Monday, January 31, 2011

A Good, Hot Bath

You know what I adore? I adore a long, hot bath. To sink your body into a warm-to-hot basin of water with fragrant bubbles or salts. Maybe you are a purist and prefer just plain hot water. Either way, I am in heaven.  I can relax and purge my mind. Or I can sink down and stew over my problems.

Lately, I have been enjoying my bath in hot water, with Bath & Body Works Sensual Foam Bath. It is called Jasmine Vanilla and has a hint of Patchouli. I know – Patchouli – either people love it or they hate it. I usually dislike it, but this stuff only has a pinch. It is enough to keep you feeling indulged, but not too much to give you a headache.
This stuff is good to me for a bit. I seem to have to be in the mood for it, but once I’m into it my whole body seems to relax. If you click on this picture, it will take you to their website where you can check it out and purchase for a modest $13. I adore Bath and Body Works, but I usually go into the store to purchase. They have constant deals and sales. I’m not affiliated with this company nor are they paying me to advertise. I am just a loyal customer, like many women.

I also adore the Cucumber Melon and Butterfly Flower. I want to start a campaign to get them to bring back Lilac as I confess it is my favorite of all time. My last bottle stayed around forever. I syphoned off the last bit of lotion like it was the last bit of food in my fridge. 

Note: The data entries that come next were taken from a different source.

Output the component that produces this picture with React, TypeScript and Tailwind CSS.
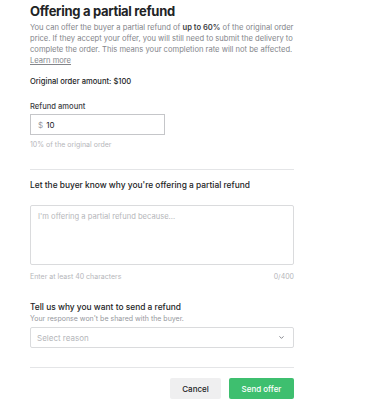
import {ChevronDown} from "lucide-react";

export default function App() {
    return (
        <div className="min-h-[417px] bg-white font-['Inter',sans-serif] text-[#222325]">
            <div className="ml-[30px] w-[264px] pt-[2px]">
                <h1 className="text-[13px] font-bold leading-[18px] tracking-[-0.3px]">Offering a partial refund</h1>
                <p className="mt-[2px] text-[7.6px] leading-[11px] text-[#83858a]">
                    You can offer the buyer a partial refund of <b className="font-semibold text-[#404145]">up to 60%</b> of the original order
                    price. If they accept your offer, you will still need to submit the delivery to
                    complete the order. This means your completion rate will not be affected.
                    <br/>
                    <a href="#" className="underline">Learn more</a>
                </p>

                <p className="mt-[10px] text-[7.6px] font-medium leading-[11px]">Original order amount: $100</p>

                <label className="mt-[14px] block text-[7.6px] font-medium leading-[11px] text-[#404145]">Refund amount</label>
                <div className="mt-[2px] flex h-[21px] w-[135px] items-center border border-[#c5c6c9] px-[7px] text-[8px]">
                    <span className="text-[#95979d]">$</span>
                    <span className="ml-[3px]">10</span>
                </div>
                <p className="mt-[5px] text-[7px] leading-[10px] text-[#b5b6ba]">10% of the original order</p>

                <hr className="mt-[19px] border-[#e4e5e7]"/>

                <p className="mt-[9px] text-[8.4px] font-medium leading-[12px]">Let the buyer know why you're offering a partial refund</p>
                <div className="mt-[14px] h-[60px] rounded-[2px] border border-[#dadbdd] px-[7px] pt-[5px] text-[7.6px] leading-[11px] text-[#b5b6ba]">
                    I'm offering a partial refund because...
                </div>
                <div className="mt-[7px] flex justify-between text-[7px] leading-[10px] text-[#b5b6ba]">
                    <span>Enter at least 40 characters</span>
                    <span>0/400</span>
                </div>

                <p className="mt-[19px] text-[8.4px] font-medium leading-[12px]">Tell us why you want to send a refund</p>
                <p className="text-[7px] leading-[11px] text-[#95979d]">Your response won't be shared with the buyer.</p>
                <div className="mt-[3px] flex h-[21px] items-center justify-between rounded-[2px] border border-[#dadbdd] pl-[6px] pr-[8px] text-[8px] text-[#b5b6ba]">
                    <span>Select reason</span>
                    <ChevronDown className="h-[7px] w-[7px] text-[#74767e]" strokeWidth={3}/>
                </div>

                <hr className="mt-[19px] border-[#e4e5e7]"/>

                <div className="mt-[10px] flex justify-end gap-[8px]">
                    <button className="h-[21px] w-[51px] rounded-[2px] bg-[#efeff0] text-[8px] font-medium text-[#222325]">Cancel</button>
                    <button className="h-[21px] w-[65px] rounded-[2px] bg-[#3ebf6f] text-[8px] font-medium text-white">Send offer</button>
                </div>
            </div>
        </div>
    );
}
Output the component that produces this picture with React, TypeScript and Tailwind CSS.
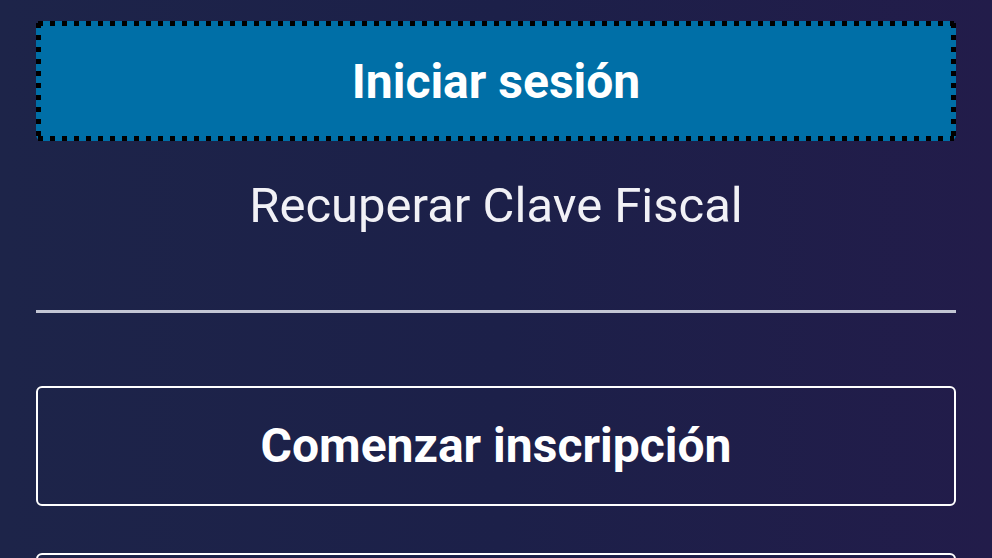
import React from "react";

/** Square-dotted focus ring, drawn as four strips over the button edge */
const DottedRing: React.FC = () => (
  <div className="pointer-events-none absolute inset-0">
    <div className="absolute left-[2px] right-[2px] top-0 h-[5px] bg-[repeating-linear-gradient(90deg,#000_0_5px,transparent_5px_12px)]" />
    <div className="absolute left-[2px] right-[2px] bottom-0 h-[5px] bg-[repeating-linear-gradient(90deg,#000_0_5px,transparent_5px_12px)]" />
    <div className="absolute top-[2px] bottom-[2px] left-0 w-[5px] bg-[repeating-linear-gradient(180deg,#000_0_5px,transparent_5px_12px)]" />
    <div className="absolute top-[2px] bottom-[2px] right-0 w-[5px] bg-[repeating-linear-gradient(180deg,#000_0_5px,transparent_5px_12px)]" />
  </div>
);

export default function App() {
  return (
    <div
      className="h-[558px] w-[992px] overflow-hidden bg-gradient-to-r from-[#1d2449] via-[#1c2049] to-[#221c4a] text-white"
      style={{ fontFamily: "Roboto, 'Liberation Sans', sans-serif" }}
    >
      <div className="flex flex-col px-[36px] pt-[21px]">
        {/* Primary action */}
        <button className="relative flex h-[120px] w-full items-center justify-center rounded-[6px] bg-[#006fa7] pt-[2px] text-[48px] font-bold">
          Iniciar sesión
          <DottedRing />
        </button>

        {/* Recover link */}
        <a className="mt-[36px] block h-[58px] text-center text-[49px] leading-[58px] text-[#f1f1f6]">
          Recuperar Clave Fiscal
        </a>

        <div className="mt-[75px] h-[3px] w-full bg-[#c3c6d4]" />

        {/* Secondary action */}
        <button className="mt-[73px] flex h-[120px] w-full items-center justify-center rounded-[6px] border-2 border-white text-[48px] font-bold">
          Comenzar inscripción
        </button>

        <button className="mt-[47px] h-[120px] w-full rounded-[6px] border-2 border-white" />
      </div>
    </div>
  );
}
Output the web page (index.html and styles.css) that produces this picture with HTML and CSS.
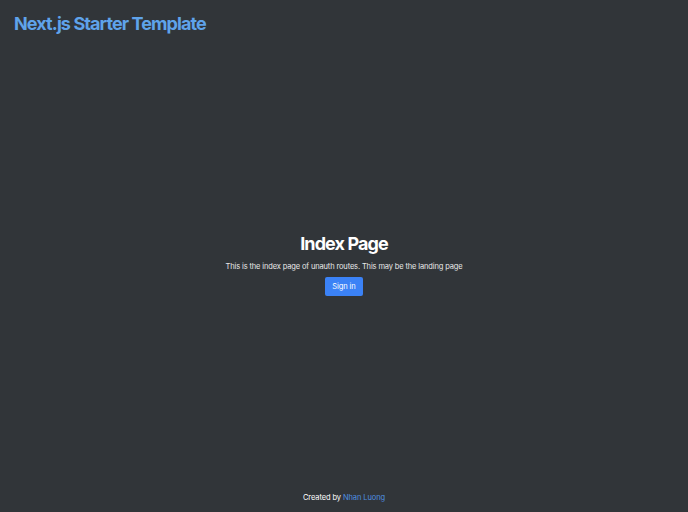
FILE: index.html
```html
<!DOCTYPE html>
<html lang="en">
<head>
    <meta charset="UTF-8">
    <meta name="viewport" content="width=device-width, initial-scale=1.0">
    <title>Next.js Starter Template</title>
    <link rel="stylesheet" href="styles.css">
</head>
<body>
    <div class="layout">
        <header class="header">
            <a class="brand" href="/">Next.js Starter Template</a>
        </header>
        <main class="main">
            <h1>Index Page</h1>
            <p>This is the index page of unauth routes. This may be the landing page</p>
            <button type="button">Sign in</button>
        </main>
        <footer class="footer">
            Created by <a href="#">Nhan Luong</a>
        </footer>
    </div>
</body>
</html>
```

FILE: styles.css
```css
body {
    font-family: Inter, "Noto Sans", sans-serif;
    background: #313539;
    color: #fff;
    margin: 0;
}
.layout {
    display: flex;
    flex-direction: column;
    min-height: 100vh;
}
.header {
    padding: 13px 14px;
}
.brand {
    color: #5fa3ea;
    font-size: 18px;
    font-weight: 700;
    letter-spacing: -0.9px;
    text-decoration: none;
}
.main {
    flex: 1;
    display: flex;
    flex-direction: column;
    align-items: center;
    justify-content: center;
    padding-top: 3px;
}
h1 {
    font-size: 18px;
    font-weight: 700;
    letter-spacing: -0.9px;
    margin: 0 0 8px;
}
p {
    font-size: 7.5px;
    letter-spacing: -0.14px;
    margin: 0 0 6px;
    color: #e8e8e8;
}
button {
    padding: 5px 7px;
    border: none;
    border-radius: 2px;
    background: #3b82f6;
    color: #fff;
    font-family: inherit;
    font-size: 7.5px;
    letter-spacing: -0.1px;
    cursor: pointer;
}
.footer {
    text-align: center;
    font-size: 7.5px;
    letter-spacing: -0.1px;
    padding: 14px 0 10px;
}
.footer a {
    color: #4f8fe0;
    text-decoration: none;
}
```
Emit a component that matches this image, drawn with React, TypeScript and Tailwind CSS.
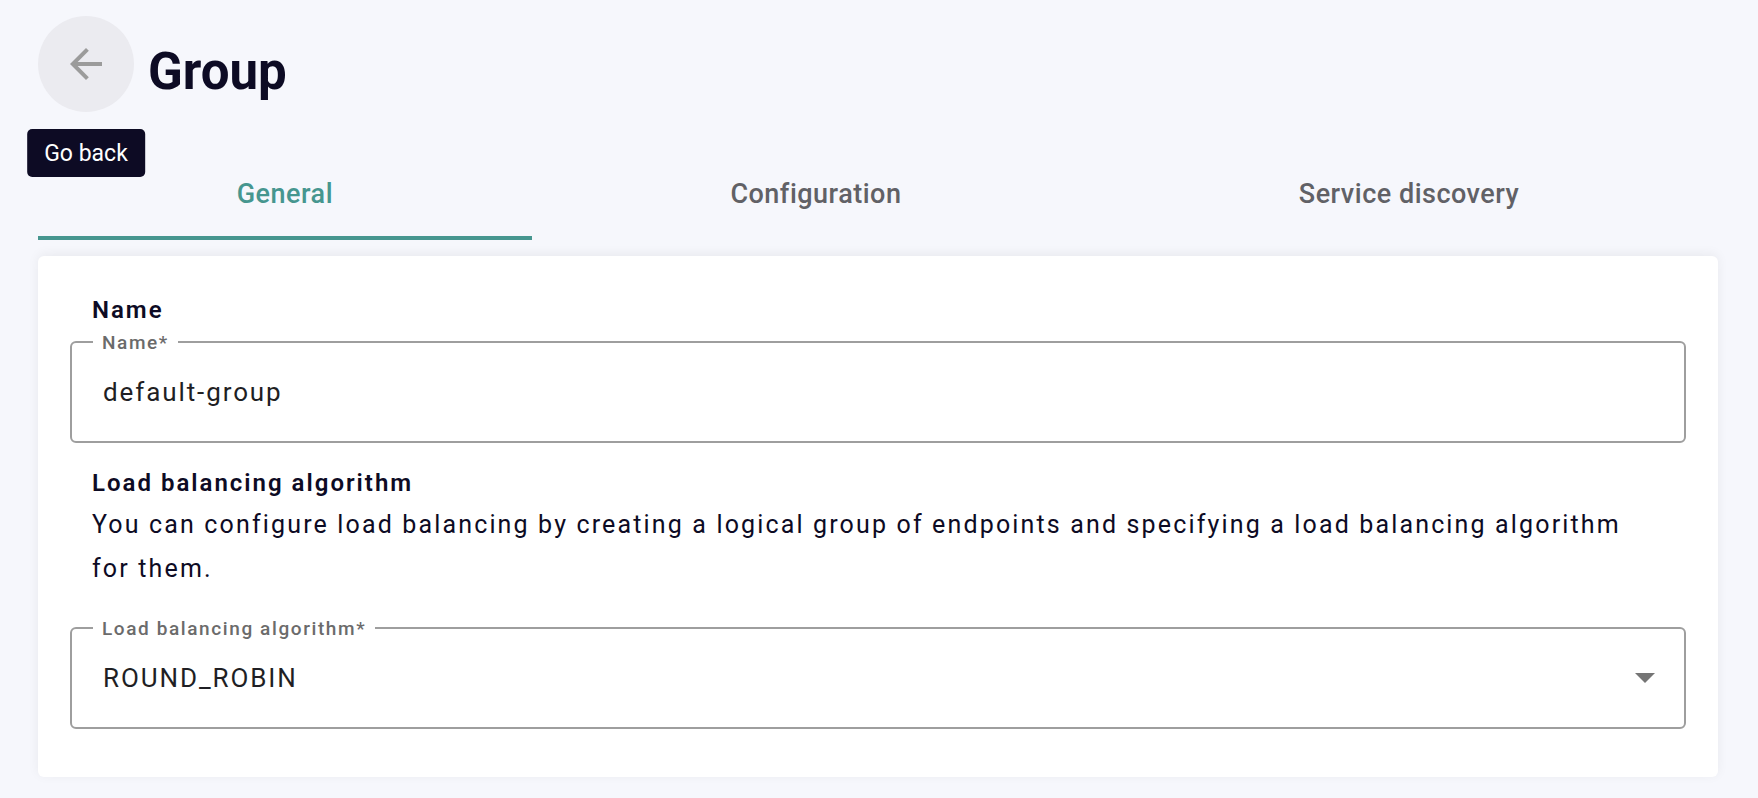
import * as React from 'react';

const tabs = ['General', 'Configuration', 'Service discovery'];

function BackButton() {
    return (
        <div className="relative shrink-0">
            <button className="w-24 h-24 rounded-full bg-[#ebebf0] flex items-center justify-center">
                <svg width="48" height="48" viewBox="0 0 24 24" className="fill-[#9b9b9b]">
                    <path d="M20 11H7.83l5.59-5.59L12 4l-8 8 8 8 1.41-1.41L7.83 13H20v-2z" />
                </svg>
            </button>
            {/* tooltip under the button */}
            <div className="absolute top-full left-1/2 -translate-x-1/2 mt-[17px] rounded-[5px] bg-[#0d0b24] h-12 pt-[3px] px-[17px] flex items-center whitespace-nowrap text-[23px] text-white">
                Go back
            </div>
        </div>
    );
}

function OutlinedField({ label, value, select = false, className = '' }: { label: string; value: string; select?: boolean; className?: string }) {
    return (
        <div className={'relative h-[102px] rounded-[6px] border-2 border-[#9e9e9e] flex items-center pl-[31px] pr-[29px] ' + className}>
            <span className="absolute left-[21px] top-[-1px] -translate-y-1/2 bg-white px-[9px] text-[19px] leading-none tracking-[1.6px] text-[#6b6b6b] font-medium">
                {label}
            </span>
            <span className="flex-1 text-[26px] tracking-[1.9px] text-[#1f1f24]">{value}</span>
            {select && (
                <svg width="20" height="10" viewBox="0 0 20 10" className="fill-[#757575]">
                    <polygon points="0,0 20,0 10,10" />
                </svg>
            )}
        </div>
    );
}

export default function App() {
    return (
        <div className="min-h-screen bg-[#f6f7fc] pl-[38px] pr-[40px] pt-4 font-['Roboto',sans-serif] text-[#0d0b24]">
            {/* header */}
            <div className="flex items-start gap-[14px]">
                <BackButton />
                <h1 className="mt-[30px] text-[51px] leading-[52px] font-bold">Group</h1>
            </div>

            {/* tabs */}
            <div className="mt-8 flex h-24">
                {tabs.map((tab, i) => (
                    <div
                        key={tab}
                        className={
                            'relative flex-auto flex items-center justify-center pt-1 text-[27px] leading-8 font-medium tracking-[0.5px] ' +
                            (i === 0 ? 'text-[#46968f]' : 'text-[#616166]')
                        }
                    >
                        {tab}
                        {i === 0 && <div className="absolute bottom-0 inset-x-0 h-1 bg-[#46968f]" />}
                    </div>
                ))}
            </div>

            {/* card */}
            <div className="mt-4 rounded-[6px] bg-white px-8 pt-10 pb-12 shadow-[0_-2px_12px_rgba(0,0,0,0.06)]">
                <h2 className="px-[22px] text-[24px] leading-7 font-semibold tracking-[2px]">Name</h2>
                <OutlinedField className="mt-[17px]" label="Name*" value="default-group" />

                <h2 className="mt-[26px] px-[22px] text-[24px] leading-7 font-semibold tracking-[2px]">Load balancing algorithm</h2>
                <p className="mt-[6px] pl-[22px] pr-[40px] text-[25px] leading-[44px] tracking-[2.15px]">
                    You can configure load balancing by creating a logical group of endpoints and specifying a load balancing algorithm for them.
                </p>
                <OutlinedField className="mt-9" label="Load balancing algorithm*" value="ROUND_ROBIN" select />
            </div>
        </div>
    );
}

Beyond that, I put on some music, maybe light some candles if I’m not using bubble bath. I’ll even snag a beverage to bring along.  I will sometimes even bring my favorite book of the moment. My favorite part is when the water starts getting cold. I will reach up with my foot and turn the faucet on with my toes. I push the water all the way hot because it usually takes a second for the water to heat up. Then I will let the water out of the tub a little so I don’t overflow the tub. Then when the water gets just right I will turn off the water. I know I’m not the only person in this world that loves a long hot bath. Sometimes if I can’t sleep, I’ll take a bath. Like right now… J

Thursday, January 27, 2011

A Few Tough Weeks

I have to admit, I have been all over the place lately. I have been depressed at times, and other times just even - living each day one at a time. I have not found any employment on my part of town and I was starting to come down on myself. Starting to wonder how I've lived my life and what I have done with myself.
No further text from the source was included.